Hat tip here to Debra Cassens Weiss at the ABA Journal Law News Now and her article, North Carolina Central Tops List of Best Value Law Schools, citing to Paul L. Caron’s TaxProf Blog, where the posting Best Value Law Schools compares the National Jurist “Best Value Rank” with the “US News Rank” of “Best Law Schools” in the nation.
We found it interesting to see that Big 12, SEC and Big 10 schools (traditionally the top college football conferences) dominate the “Best Value” law school rankings, suggesting an unexpected and of course speculative direct correlation between the quality of the football team and the “best value” of the law school ;-)
It is gratifying to this writer – as a strongly biased Husker undergraduate graduate – to see that the University of Nebraska (UNL) law school ranks 3rd in the “Best Value” list, which might just mean that the Cornhuskers very soon may again become a national football force to be reckoned with.
We say this as a “biglaw” Stanford Law School graduate, who also recognizes that there are significant differences between two universities like the University of Nebraska and Stanford – unless of course you are talking women’s volleyball, where team talents are comparable, but where the Husker fan base puts the Cardinal to shame.

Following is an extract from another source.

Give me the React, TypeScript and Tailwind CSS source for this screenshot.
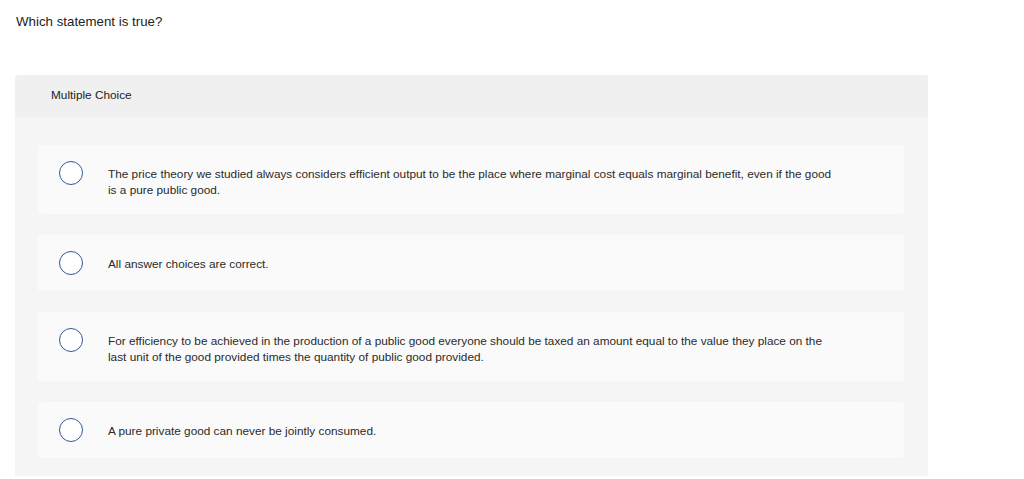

It is true, of course, that one most keep in mind that top law schools open career doors that generally remain closed to graduates of law schools not having top national reputations – but this is part of a selection process which is based on individual school (and other) performance stretching back to elementary school.
You do the work – and you get the rewards. If you slouch, you have settle for a lower tier.
If school and test performance is thus lower and a person’s general track record is not as good as another’s – this may say nothing about slumbering talent or intellect – then that person, barring affirmative action or personal connections of some kind, is very unlikely to get into a top tier law school, and that is the way that it should be. Performance is rewarded. Slouching is not.
But this does not prohibit someone from emerging as a star later in life – which happens, more often than one thinks. Adolescents grow up, get married, have children, become responsible, and emerge from the shadow of previous slouching days. Life can be a strong motivator. In the long run, it is not where you went to school, but what you do with your life afterwards, that counts.